The Nineteenth-Century Book Club: Christmas Tales

As we are well and truly into December, I thought it only right that the next meeting of the Nineteenth-Century Book Club explored some of the wonderful Victorian Christmas stories written by some of our favourite authors. Not only are you sure to enjoy these tales yourself, a Christmas collection could come in very handy if you’re still searching for the perfect gift for the book lover in your life…

Any self-respecting list of nineteenth-century Christmas stories would be doing itself an injustice if it didn’t begin with perennial favourite, Charles Dickens’s A Christmas Carol (1843). Combining Christmas with ghostly visits, this is one for the ages. It’s worth noting that Dickens’s foray into Christmas tales didn’t stop with Ebenezer Scrooge; he also wrote many other yuletide-related short stories, including, ‘The Chimes’, ‘The Haunted Man’, and ‘The Cricket on the Hearth.’

Just when you thought Elizabeth Gaskell couldn’t get any better, you discover her Christmas stories! If you enjoy a bit of a scare as you tuck into your mince pies, then look no further than ‘The Old Nurse’s Story’ (1852). Though not strictly Christmas-based, this spooky tale perfectly fits into the Victorian tradition of the ghost story. If one story isn’t enough to give you your Gaskell fix, then try the collection, Curious, If True (published between 1852 and 1861). Perfect for wintery nights in front of the fire.

I see that my recommendations seem to be connecting Christmas with ghosts, but please stick with me for M. R. James. I know, before you say anything, I’m cheating because he isn’t totally nineteenth century, but hey, it’s Christmas, I can do these things.
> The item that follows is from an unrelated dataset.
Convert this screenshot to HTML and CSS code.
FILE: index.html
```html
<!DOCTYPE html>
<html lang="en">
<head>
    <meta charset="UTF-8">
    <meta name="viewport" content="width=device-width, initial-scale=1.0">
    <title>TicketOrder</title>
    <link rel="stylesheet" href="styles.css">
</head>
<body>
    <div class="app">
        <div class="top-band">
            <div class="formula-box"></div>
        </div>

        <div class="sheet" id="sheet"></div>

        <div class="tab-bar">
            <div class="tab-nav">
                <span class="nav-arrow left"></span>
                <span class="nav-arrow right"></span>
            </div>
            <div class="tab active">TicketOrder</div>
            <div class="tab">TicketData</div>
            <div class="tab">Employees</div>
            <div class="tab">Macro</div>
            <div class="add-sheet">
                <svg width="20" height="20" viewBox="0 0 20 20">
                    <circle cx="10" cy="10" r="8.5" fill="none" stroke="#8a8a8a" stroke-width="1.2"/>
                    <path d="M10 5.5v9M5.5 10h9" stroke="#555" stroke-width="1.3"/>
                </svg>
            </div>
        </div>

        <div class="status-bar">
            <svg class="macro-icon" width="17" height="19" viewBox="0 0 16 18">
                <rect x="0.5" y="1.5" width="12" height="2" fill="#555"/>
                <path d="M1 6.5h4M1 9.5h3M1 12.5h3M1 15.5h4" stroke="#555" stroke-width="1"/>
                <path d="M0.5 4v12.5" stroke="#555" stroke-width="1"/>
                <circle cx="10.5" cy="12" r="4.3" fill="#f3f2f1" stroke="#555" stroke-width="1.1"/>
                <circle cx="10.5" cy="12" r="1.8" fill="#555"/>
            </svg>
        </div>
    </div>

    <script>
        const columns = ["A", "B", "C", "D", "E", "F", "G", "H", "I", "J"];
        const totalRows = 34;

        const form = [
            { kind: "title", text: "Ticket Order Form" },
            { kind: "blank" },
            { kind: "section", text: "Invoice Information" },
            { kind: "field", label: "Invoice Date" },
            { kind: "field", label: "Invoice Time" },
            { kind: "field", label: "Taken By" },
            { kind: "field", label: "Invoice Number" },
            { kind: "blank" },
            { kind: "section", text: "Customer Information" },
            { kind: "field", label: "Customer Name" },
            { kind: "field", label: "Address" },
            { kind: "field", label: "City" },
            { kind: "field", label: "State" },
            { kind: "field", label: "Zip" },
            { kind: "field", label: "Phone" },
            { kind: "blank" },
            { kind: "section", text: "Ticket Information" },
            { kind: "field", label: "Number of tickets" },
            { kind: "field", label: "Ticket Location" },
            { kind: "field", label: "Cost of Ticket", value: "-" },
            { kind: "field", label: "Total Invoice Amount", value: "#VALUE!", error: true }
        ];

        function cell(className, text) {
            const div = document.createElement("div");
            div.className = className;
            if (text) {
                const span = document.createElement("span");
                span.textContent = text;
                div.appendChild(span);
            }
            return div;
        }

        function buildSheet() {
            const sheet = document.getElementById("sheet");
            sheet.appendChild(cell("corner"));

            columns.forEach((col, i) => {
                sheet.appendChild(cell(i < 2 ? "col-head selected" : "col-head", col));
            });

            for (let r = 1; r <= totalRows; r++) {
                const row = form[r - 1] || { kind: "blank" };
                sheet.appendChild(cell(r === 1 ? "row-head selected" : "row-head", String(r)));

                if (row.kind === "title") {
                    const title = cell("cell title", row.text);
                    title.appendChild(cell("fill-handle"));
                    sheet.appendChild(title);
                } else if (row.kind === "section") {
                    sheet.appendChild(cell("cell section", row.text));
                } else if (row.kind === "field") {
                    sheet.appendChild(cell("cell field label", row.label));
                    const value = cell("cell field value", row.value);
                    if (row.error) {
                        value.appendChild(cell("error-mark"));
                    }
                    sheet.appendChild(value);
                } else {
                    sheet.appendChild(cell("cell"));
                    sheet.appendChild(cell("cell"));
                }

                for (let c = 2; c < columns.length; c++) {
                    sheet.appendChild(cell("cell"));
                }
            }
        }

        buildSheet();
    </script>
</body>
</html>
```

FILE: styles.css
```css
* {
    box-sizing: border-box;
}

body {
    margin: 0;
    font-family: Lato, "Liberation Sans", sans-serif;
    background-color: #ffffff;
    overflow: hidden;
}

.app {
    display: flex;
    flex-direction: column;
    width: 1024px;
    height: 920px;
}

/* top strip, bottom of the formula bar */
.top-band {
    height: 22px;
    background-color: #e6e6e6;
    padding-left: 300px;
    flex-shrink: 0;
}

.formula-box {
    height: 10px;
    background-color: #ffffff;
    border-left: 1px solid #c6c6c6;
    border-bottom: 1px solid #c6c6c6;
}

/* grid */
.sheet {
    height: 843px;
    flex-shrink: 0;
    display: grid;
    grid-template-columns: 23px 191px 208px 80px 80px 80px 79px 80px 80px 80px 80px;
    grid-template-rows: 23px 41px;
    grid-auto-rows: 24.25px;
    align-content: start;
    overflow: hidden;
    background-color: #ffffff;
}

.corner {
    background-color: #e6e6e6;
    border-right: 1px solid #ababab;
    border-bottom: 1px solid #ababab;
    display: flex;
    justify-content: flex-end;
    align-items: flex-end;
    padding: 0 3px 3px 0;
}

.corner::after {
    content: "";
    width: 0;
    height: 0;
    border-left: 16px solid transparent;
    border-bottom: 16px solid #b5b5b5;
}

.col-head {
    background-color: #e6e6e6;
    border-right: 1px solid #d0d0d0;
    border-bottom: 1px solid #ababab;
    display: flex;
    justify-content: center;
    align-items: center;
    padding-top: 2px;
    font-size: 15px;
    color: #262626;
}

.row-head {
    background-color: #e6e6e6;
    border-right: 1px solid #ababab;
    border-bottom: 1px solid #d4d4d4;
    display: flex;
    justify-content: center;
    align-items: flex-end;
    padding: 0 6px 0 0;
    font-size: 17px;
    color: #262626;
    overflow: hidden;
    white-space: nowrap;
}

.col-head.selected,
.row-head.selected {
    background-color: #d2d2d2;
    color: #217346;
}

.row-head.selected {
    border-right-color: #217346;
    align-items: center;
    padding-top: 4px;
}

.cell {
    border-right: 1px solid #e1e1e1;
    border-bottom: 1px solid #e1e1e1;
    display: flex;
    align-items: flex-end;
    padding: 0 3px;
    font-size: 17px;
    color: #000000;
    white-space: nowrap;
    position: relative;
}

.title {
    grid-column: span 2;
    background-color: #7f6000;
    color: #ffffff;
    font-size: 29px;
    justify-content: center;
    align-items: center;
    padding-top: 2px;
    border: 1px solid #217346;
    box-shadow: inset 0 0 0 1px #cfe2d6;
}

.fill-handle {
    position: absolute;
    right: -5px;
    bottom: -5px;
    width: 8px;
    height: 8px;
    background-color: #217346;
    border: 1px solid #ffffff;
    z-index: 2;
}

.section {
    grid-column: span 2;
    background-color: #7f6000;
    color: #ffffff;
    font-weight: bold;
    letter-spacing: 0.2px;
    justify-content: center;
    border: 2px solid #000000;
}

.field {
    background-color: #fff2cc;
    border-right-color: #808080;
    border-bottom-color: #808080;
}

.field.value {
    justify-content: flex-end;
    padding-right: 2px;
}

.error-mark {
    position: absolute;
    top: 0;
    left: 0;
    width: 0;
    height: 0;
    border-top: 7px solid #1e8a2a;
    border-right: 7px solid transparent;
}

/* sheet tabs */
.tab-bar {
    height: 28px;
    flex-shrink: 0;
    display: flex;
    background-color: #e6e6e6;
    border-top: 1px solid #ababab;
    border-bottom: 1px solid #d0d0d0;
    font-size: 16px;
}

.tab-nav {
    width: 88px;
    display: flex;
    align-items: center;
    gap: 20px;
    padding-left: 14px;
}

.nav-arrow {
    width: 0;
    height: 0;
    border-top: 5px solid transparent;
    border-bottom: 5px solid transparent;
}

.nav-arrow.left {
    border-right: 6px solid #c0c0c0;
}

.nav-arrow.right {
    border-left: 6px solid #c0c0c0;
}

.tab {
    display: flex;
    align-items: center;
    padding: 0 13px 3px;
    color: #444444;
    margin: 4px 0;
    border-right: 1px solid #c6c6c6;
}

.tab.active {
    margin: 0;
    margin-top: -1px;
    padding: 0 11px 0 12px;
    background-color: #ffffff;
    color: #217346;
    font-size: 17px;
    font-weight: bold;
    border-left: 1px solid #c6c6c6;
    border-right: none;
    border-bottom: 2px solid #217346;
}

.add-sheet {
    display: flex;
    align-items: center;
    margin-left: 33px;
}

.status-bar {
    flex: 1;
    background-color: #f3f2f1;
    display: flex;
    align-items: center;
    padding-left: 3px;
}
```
There’s a good chance you might have watched TV adaptations of his stories (the Christmas telly schedule sometimes repeats the 70’s anthology series of his short-stories), even if you haven’t read them. If that is the case, then why not give his collection a go? With stories including, ‘The Stalls of Barchester Cathedral’ (1910) you’ll be needing that extra sherry before bedtime.
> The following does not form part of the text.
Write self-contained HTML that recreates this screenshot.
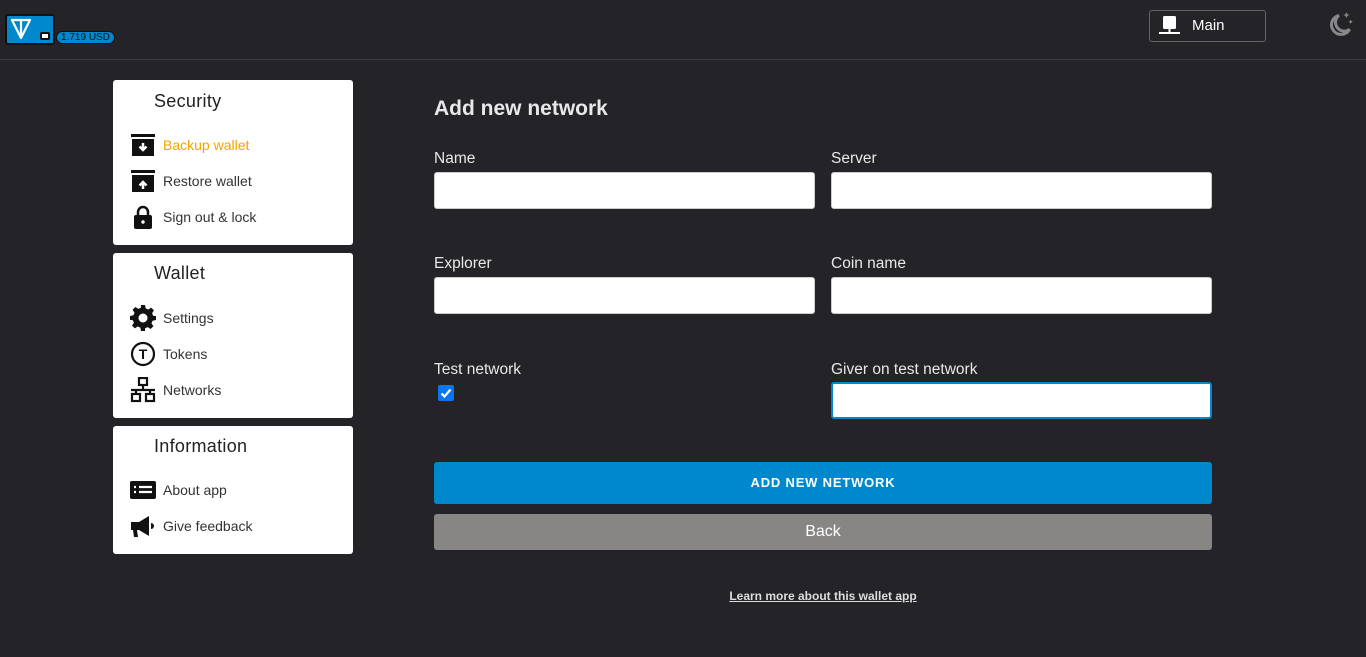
<!DOCTYPE html>
<html><head><style>
*{box-sizing:border-box;margin:0;padding:0}
body{width:1366px;height:657px;background:#232328;font-family:"Liberation Sans",sans-serif;position:relative;overflow:hidden}
.hdr{position:absolute;left:0;top:0;width:1366px;height:60px;border-bottom:1px solid #3a3a40}
.card{position:absolute;left:113px;width:240px;background:#fff;border-radius:3px}
.card h3{position:absolute;left:41px;font-size:18px;font-weight:normal;color:#222;letter-spacing:.3px}
.item{position:absolute;left:17px;height:26px;display:flex;align-items:center;font-size:14px;color:#333}
.item svg{width:26px;height:26px;margin-right:7px;flex-shrink:0}
.lbl{position:absolute;font-size:15.5px;color:#e8e8e8}
.inp{position:absolute;width:381px;height:37px;background:#fff;border:1px solid #ccc;border-radius:3px}
</style></head><body>
<div class="hdr">
<div style="position:absolute;left:5px;top:14px;width:50px;height:31px;background:#0088cc;border:2px solid #111;border-radius:3px"></div>
<svg style="position:absolute;left:9px;top:17px" width="24" height="24" viewBox="0 0 24 24"><path d="M3 3H21L12 21Z M12 3V21" fill="none" stroke="#fff" stroke-width="2.2" stroke-linejoin="round"/></svg>
<div style="position:absolute;left:40px;top:32px;width:10px;height:8px;background:#fff;border:2px solid #111;border-radius:2px"></div>
<div style="position:absolute;left:56px;top:31px;width:59px;height:13px;background:#0088cc;border:1px solid #111;border-radius:7px;font-size:10px;color:#111;text-align:center;line-height:11px">1.719 USD</div>
<div style="position:absolute;left:1149px;top:10px;width:117px;height:32px;border:1px solid #666;border-radius:3px;color:#fff;font-size:15px;line-height:30px;padding-left:42px">Main</div>
<svg style="position:absolute;left:1159px;top:15px" width="22" height="22" viewBox="0 0 22 22"><rect x="4" y="1" width="13" height="13" rx="1.5" fill="#fff"/><rect x="9.5" y="14" width="2" height="4" fill="#fff"/><rect x="0" y="17" width="21" height="2" fill="#fff"/></svg>
<svg style="position:absolute;left:1324px;top:9px" width="32" height="32" viewBox="0 0 30 30"><path d="M14 6A9 9 0 1 0 24 19A7 7 0 0 1 14 6Z" fill="none" stroke="#888" stroke-width="2.8"/><path d="M21 3l1 2 2 .5-2 1-1 2-1-2-2-1 2-.5z M25 10l.7 1.3 1.3.7-1.3.7-.7 1.3-.7-1.3-1.3-.7 1.3-.7z" fill="#888"/></svg>
</div>

<div class="card" style="top:80px;height:165px">
<h3 style="top:11px">Security</h3>
<div class="item" style="top:52px;color:#f4a300"><svg viewBox="0 0 26 26"><rect x="1" y="2" width="24" height="3" fill="#111"/><rect x="2" y="7" width="22" height="17" fill="#111"/><path d="M13 11v7M9.5 14.5L13 18l3.5-3.5" stroke="#fff" stroke-width="2.5" fill="none"/></svg>Backup wallet</div>
<div class="item" style="top:88px"><svg viewBox="0 0 26 26"><rect x="1" y="2" width="24" height="3" fill="#111"/><rect x="2" y="7" width="22" height="17" fill="#111"/><path d="M13 21v-7M9.5 17.5L13 14l3.5 3.5" stroke="#fff" stroke-width="2.5" fill="none"/></svg>Restore wallet</div>
<div class="item" style="top:124px"><svg viewBox="0 0 26 26"><path d="M8 12V8a5 5 0 0 1 10 0v4" stroke="#111" stroke-width="2.5" fill="none"/><rect x="4" y="11" width="18" height="14" rx="2" fill="#111"/><circle cx="13" cy="18" r="1.7" fill="#fff"/></svg>Sign out &amp; lock</div>
</div>

<div class="card" style="top:253px;height:165px">
<h3 style="top:10px">Wallet</h3>
<div class="item" style="top:52px"><svg viewBox="0 0 26 26"><path d="M11 0h4l.7 3.4 2.6 1.1 2.9-1.9 2.8 2.8-1.9 2.9 1.1 2.6L26 11v4l-3.4.7-1.1 2.6 1.9 2.9-2.8 2.8-2.9-1.9-2.6 1.1L15 26h-4l-.7-3.4-2.6-1.1-2.9 1.9-2.8-2.8 1.9-2.9-1.1-2.6L0 15v-4l3.4-.7 1.1-2.6-1.9-2.9 2.8-2.8 2.9 1.9 2.6-1.1z" fill="#111"/><circle cx="13" cy="13" r="4.5" fill="#fff"/></svg>Settings</div>
<div class="item" style="top:88px"><svg viewBox="0 0 26 26"><circle cx="13" cy="13" r="11" stroke="#111" stroke-width="2.2" fill="none"/><text x="13" y="18" font-size="14" font-weight="bold" text-anchor="middle" font-family="Liberation Sans" fill="#111">T</text></svg>Tokens</div>
<div class="item" style="top:124px"><svg viewBox="0 0 26 26"><rect x="9" y="1" width="8" height="7" stroke="#111" stroke-width="2.2" fill="none"/><path d="M13 8v4M1 13h24M6 13v4M20 13v4" stroke="#111" stroke-width="2.2"/><rect x="2" y="17" width="8" height="7" stroke="#111" stroke-width="2.2" fill="none"/><rect x="16" y="17" width="8" height="7" stroke="#111" stroke-width="2.2" fill="none"/></svg>Networks</div>
</div>

<div class="card" style="top:426px;height:128px">
<h3 style="top:10px">Information</h3>
<div class="item" style="top:51px"><svg viewBox="0 0 26 26"><rect x="0" y="4" width="26" height="18" rx="2" fill="#111"/><path d="M4 10h2M9 10h13M4 15h2M9 15h13" stroke="#fff" stroke-width="2.2"/></svg>About app</div>
<div class="item" style="top:87px"><svg viewBox="0 0 26 26"><path d="M1 9h8l10-6v20L9 17H7l1 7H4l-1-7H1z" fill="#111"/><path d="M21 10a3 3 0 0 1 0 6z" fill="#111"/></svg>Give feedback</div>
</div>

<div style="position:absolute;left:434px;top:97px;font-size:21px;font-weight:bold;color:#e8e8e8">Add new network</div>
<div class="lbl" style="left:434px;top:150px">Name</div>
<div class="lbl" style="left:831px;top:150px">Server</div>
<div class="inp" style="left:434px;top:172px"></div>
<div class="inp" style="left:831px;top:172px"></div>
<div class="lbl" style="left:434px;top:255px">Explorer</div>
<div class="lbl" style="left:831px;top:255px">Coin name</div>
<div class="inp" style="left:434px;top:277px"></div>
<div class="inp" style="left:831px;top:277px"></div>
<div class="lbl" style="left:434px;top:361px">Test network</div>
<div style="position:absolute;left:438px;top:385px;width:16px;height:16px;background:#0b76ef;border-radius:2px"><svg width="16" height="16" viewBox="0 0 16 16"><path d="M3.5 8.5l3 3 6-7" stroke="#fff" stroke-width="2.2" fill="none"/></svg></div>
<div class="lbl" style="left:831px;top:361px">Giver on test network</div>
<div class="inp" style="left:831px;top:382px;border:2px solid #0088cc"></div>
<div style="position:absolute;left:434px;top:462px;width:778px;height:42px;background:#0088cc;border-radius:3px;color:#fff;font-weight:bold;font-size:13px;letter-spacing:.8px;text-align:center;line-height:42px">ADD NEW NETWORK</div>
<div style="position:absolute;left:434px;top:514px;width:778px;height:36px;background:#878685;border-radius:3px;color:#fff;font-size:16px;text-align:center;line-height:36px">Back</div>
<div style="position:absolute;left:0;width:1646px;top:589px;text-align:center;font-size:12px;font-weight:bold;color:#ddd;text-decoration:underline">Learn more about this wallet app</div>
</body></html>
If you love to curl up with a spot of detective fiction, then look no further than Arthur Conan Doyle’s, ‘The Adventure of the Blue Carbuncle’ (1892). Combining the genius of Sherlock Holmes with Christmas, you’ll be guessing until the end.
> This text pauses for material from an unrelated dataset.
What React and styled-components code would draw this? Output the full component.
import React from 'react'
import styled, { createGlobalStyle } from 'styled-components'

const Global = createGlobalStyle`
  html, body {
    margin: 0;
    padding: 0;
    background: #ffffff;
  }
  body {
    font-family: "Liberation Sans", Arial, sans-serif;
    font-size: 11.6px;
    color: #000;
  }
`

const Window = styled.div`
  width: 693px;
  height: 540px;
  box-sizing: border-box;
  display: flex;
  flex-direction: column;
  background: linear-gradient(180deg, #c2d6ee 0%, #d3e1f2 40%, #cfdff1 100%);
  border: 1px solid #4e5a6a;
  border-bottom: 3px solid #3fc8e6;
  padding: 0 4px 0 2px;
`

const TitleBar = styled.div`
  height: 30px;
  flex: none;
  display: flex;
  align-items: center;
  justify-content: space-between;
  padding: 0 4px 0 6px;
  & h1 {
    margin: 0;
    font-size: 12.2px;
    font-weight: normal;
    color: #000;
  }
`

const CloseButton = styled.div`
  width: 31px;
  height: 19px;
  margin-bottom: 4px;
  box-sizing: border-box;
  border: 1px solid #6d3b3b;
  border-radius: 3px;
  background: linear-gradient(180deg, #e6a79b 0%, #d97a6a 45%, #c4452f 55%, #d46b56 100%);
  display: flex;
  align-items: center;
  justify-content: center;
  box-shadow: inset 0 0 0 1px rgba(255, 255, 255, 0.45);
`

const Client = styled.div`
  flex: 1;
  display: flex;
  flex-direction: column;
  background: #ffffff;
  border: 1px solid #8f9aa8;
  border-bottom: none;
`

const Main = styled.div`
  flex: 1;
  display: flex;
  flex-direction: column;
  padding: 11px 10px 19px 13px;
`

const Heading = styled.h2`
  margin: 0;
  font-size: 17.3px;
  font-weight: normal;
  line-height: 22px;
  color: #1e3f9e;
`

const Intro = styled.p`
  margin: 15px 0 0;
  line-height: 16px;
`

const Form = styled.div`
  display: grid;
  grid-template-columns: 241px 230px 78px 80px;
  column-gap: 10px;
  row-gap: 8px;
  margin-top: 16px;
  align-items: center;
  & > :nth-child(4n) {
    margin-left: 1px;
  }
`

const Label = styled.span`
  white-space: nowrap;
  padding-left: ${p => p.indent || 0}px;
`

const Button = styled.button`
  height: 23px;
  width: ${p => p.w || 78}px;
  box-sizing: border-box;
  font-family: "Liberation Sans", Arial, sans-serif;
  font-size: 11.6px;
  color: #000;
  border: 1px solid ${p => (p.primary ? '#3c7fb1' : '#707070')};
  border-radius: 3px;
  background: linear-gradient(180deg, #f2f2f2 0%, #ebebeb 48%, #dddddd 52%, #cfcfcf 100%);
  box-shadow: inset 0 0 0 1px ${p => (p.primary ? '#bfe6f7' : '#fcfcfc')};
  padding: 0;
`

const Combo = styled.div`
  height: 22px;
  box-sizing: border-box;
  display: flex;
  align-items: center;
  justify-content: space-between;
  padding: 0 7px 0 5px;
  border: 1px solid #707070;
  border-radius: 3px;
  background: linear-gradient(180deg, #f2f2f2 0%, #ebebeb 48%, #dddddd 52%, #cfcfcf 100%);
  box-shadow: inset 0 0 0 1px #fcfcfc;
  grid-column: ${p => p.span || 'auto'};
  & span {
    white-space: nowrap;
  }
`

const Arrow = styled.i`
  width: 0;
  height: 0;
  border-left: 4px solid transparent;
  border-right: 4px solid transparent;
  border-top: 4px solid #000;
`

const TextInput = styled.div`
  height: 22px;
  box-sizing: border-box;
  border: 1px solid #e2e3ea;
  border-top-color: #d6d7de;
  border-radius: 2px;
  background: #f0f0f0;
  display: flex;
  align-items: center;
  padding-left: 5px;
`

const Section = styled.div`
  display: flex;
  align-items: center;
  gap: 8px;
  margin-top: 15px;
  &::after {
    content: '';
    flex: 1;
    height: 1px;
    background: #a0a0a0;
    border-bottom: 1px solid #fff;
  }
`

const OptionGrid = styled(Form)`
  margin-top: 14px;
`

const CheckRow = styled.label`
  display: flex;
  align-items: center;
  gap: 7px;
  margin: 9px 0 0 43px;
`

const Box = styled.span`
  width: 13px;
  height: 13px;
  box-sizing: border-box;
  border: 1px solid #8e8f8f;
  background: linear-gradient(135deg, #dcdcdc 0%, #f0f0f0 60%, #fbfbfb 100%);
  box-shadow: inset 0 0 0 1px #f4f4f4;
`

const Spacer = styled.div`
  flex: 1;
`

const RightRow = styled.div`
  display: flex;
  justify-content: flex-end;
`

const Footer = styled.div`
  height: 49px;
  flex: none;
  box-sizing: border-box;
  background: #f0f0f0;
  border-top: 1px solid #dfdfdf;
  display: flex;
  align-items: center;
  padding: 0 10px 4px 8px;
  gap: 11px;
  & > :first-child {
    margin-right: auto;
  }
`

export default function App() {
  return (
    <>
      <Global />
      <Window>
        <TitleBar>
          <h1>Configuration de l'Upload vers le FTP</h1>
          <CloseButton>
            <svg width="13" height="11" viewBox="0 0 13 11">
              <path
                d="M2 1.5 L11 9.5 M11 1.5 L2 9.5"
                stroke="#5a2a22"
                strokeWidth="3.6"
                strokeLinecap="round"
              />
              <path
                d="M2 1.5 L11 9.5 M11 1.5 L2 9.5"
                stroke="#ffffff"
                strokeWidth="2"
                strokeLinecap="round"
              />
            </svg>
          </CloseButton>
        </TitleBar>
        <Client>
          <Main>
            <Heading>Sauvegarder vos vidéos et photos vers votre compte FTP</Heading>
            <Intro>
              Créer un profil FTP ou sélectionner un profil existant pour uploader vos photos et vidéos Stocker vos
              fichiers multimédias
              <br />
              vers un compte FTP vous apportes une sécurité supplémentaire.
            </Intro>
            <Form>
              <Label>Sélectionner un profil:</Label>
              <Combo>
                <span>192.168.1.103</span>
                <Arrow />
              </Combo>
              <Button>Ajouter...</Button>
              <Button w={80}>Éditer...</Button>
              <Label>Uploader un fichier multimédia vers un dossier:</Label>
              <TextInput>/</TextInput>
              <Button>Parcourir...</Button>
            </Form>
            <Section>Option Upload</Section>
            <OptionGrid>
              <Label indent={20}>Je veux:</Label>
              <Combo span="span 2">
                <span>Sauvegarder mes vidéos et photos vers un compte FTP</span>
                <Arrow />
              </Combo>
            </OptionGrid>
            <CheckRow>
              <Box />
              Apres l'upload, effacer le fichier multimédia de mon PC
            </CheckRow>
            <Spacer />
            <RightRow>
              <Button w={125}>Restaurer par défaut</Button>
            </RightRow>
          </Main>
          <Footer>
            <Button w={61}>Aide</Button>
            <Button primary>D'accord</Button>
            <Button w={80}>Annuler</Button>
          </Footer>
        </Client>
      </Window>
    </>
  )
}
These are just a few suggestions for those of you looking to enjoy some well-deserved reading time this festive season. There are some beautiful collections out there, which, in my humble opinion, make the perfect gift! If you have an independent bookshop nearby, perhaps consider paying them a visit. After the difficult year we’ve all experienced, your business could be just the present they need.

To all of you wonderful readers out there, have a wonderful Christmas, and happy reading.